1. Introduction
The project aims to measure the public’s perception of air pollution using geo-tagged weibo data (the Chinese Twitter) and to further discuss the discrepancy between perceived and actual air pollution levels and the rationale behind it. We used the web crawler technology to obtain the daily monitoring data of China’s air monitoring sites from 2012 to 2014 and tens of millions Weibo records in the corresponding period. Taking the data when the air quality is good as the benchmark, we represent the public’s perception of air pollution through the fluctuation of weibo check-in number and weibo emotional fluctuation, moreover, the air pollution perception deviation was measured by the difference between the normalized perception index and AQI.
2. Main content
2.1 Weibo data and pollution data capture
We randomly grabbed the personal data of 1 million weibo users and their posts.The most important personal data are location and gender.We used the location to represent the user’s city, and the gender attribute was used when discussing the population difference of air pollution perception bias.For the body content of weibo, we pay attention to two kinds of information, one is the non-forwarding body of weibo, and the other is the geographical tag of weibo.In order to further support the research, we conducted text emotional analysis on the body of weibo, and divided the corresponding activities of weibo into outdoor and indoor ones through the analysis of geographical tags.
We captured the historical data of air pollution in city level from 2012 to 2014 from China’s online air quality monitoring and analysis platform(https://www.aqistudy.cn). The specific attributes of air pollution data includes AQI, PM2.5, PM10, CO, NO2, O3 and SO2.For the classification of air pollution, we adopted the general standard in China, and considered that when the AQI is greater than 100, the city was in the state of pollution.
2.2 Establish the air pollution society perception evaluation index system
Taking the data when the air quality is good as the benchmark, we represent the public’s perception of air pollution through the fluctuation of weibo check-in number and weibo emotional fluctuation, moreover, the air pollution perception deviation was measured by the difference between the normalized perception index and AQI.
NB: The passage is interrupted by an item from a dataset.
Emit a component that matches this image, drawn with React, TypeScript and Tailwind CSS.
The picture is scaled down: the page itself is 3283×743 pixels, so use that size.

2.3 Analysis of spatial and temporal characteristics of air pollution perception deviation
The spatial and temporal patterns of various air pollution perception deviation indicators reflecting different air pollution and perception patterns were mined, and their spatial and temporal distribution patterns were analyzed and compared.
2.4 Deviation mechanism research and driving force analysis
Based on the analysis of the mechanism of pollution deviation, the spatiotemporal geographical weighted regression model is used to analyze the relationship between the mean of pollution perception deviation of each city and the environmental, economic and social factors of the city.
3. My contribution
- Obtained massive Weibo data and city-level air pollution data using web crawler.
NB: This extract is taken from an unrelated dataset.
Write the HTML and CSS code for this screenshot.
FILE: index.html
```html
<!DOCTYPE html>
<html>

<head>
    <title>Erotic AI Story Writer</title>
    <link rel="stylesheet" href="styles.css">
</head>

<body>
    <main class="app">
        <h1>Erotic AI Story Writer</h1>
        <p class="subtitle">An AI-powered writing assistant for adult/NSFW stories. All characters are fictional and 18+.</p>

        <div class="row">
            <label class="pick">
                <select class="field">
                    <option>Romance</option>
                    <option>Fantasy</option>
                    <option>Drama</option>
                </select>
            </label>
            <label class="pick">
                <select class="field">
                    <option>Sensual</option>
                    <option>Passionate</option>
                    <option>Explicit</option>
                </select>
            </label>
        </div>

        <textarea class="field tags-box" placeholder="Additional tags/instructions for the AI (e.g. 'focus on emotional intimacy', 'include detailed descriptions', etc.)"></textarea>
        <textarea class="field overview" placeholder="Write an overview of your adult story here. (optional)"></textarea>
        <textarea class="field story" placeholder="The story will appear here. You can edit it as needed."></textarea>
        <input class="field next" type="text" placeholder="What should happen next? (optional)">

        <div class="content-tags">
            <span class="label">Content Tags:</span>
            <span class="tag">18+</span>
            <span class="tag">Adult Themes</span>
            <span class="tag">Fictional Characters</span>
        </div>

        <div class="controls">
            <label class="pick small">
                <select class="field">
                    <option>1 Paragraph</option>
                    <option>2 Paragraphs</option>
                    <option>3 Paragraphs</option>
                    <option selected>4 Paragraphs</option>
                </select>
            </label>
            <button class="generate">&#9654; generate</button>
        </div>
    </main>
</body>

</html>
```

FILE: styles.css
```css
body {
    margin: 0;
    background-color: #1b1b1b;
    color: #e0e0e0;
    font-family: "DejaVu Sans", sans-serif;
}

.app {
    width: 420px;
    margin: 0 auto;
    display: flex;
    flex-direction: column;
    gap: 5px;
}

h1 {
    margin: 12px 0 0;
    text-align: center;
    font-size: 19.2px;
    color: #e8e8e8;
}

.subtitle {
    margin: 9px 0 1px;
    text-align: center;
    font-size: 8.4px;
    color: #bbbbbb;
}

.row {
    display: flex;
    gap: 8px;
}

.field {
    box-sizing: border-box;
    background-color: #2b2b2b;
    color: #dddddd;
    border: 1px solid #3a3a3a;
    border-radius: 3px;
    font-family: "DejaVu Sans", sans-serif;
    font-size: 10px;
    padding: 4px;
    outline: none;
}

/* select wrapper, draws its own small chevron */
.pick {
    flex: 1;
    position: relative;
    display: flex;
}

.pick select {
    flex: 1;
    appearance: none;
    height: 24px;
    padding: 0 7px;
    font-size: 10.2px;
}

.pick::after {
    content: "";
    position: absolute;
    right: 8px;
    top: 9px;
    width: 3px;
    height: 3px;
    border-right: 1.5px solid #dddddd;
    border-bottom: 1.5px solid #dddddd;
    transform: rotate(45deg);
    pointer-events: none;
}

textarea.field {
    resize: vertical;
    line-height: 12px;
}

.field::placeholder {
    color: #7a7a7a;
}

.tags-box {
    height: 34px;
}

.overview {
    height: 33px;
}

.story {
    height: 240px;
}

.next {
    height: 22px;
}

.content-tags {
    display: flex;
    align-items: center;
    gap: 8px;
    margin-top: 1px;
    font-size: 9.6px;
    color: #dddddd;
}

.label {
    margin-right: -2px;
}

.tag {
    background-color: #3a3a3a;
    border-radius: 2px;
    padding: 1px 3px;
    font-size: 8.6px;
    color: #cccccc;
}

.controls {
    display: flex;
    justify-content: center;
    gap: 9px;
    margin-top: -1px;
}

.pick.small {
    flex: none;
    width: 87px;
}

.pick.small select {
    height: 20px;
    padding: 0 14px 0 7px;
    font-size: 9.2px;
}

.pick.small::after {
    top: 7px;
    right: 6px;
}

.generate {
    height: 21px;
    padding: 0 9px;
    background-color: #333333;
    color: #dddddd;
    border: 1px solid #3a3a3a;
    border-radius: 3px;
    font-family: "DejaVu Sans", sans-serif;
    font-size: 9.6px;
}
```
- Conducted text sentiment analysis on Weibo data.
- Proposed a method to measure the deviation between air pollution monitoring and social pollution perception.
4. Additional information
Unfortunately, during the above project, due to personnel changes and other disturbances, we failed to complete the project completely as planned and output the results in the form of a paper.Existing analysis results show that there are significant differences in air pollution perception bias among people of different genders and cities, which are spatially correlated and influenced by urban environmental, economic and social factors.
Recently, I noticed the “weibo smog” project of the MIT’s senseable city lab (http://senseable.mit.edu/weibo_smog/), which uses weibo check-in data to explore the influence of air pollution on residents’ activities. This research has rekindled my interest in relevant researches, and I hope that in the near future, my collaborators and I can further improve the work that has not been completed before.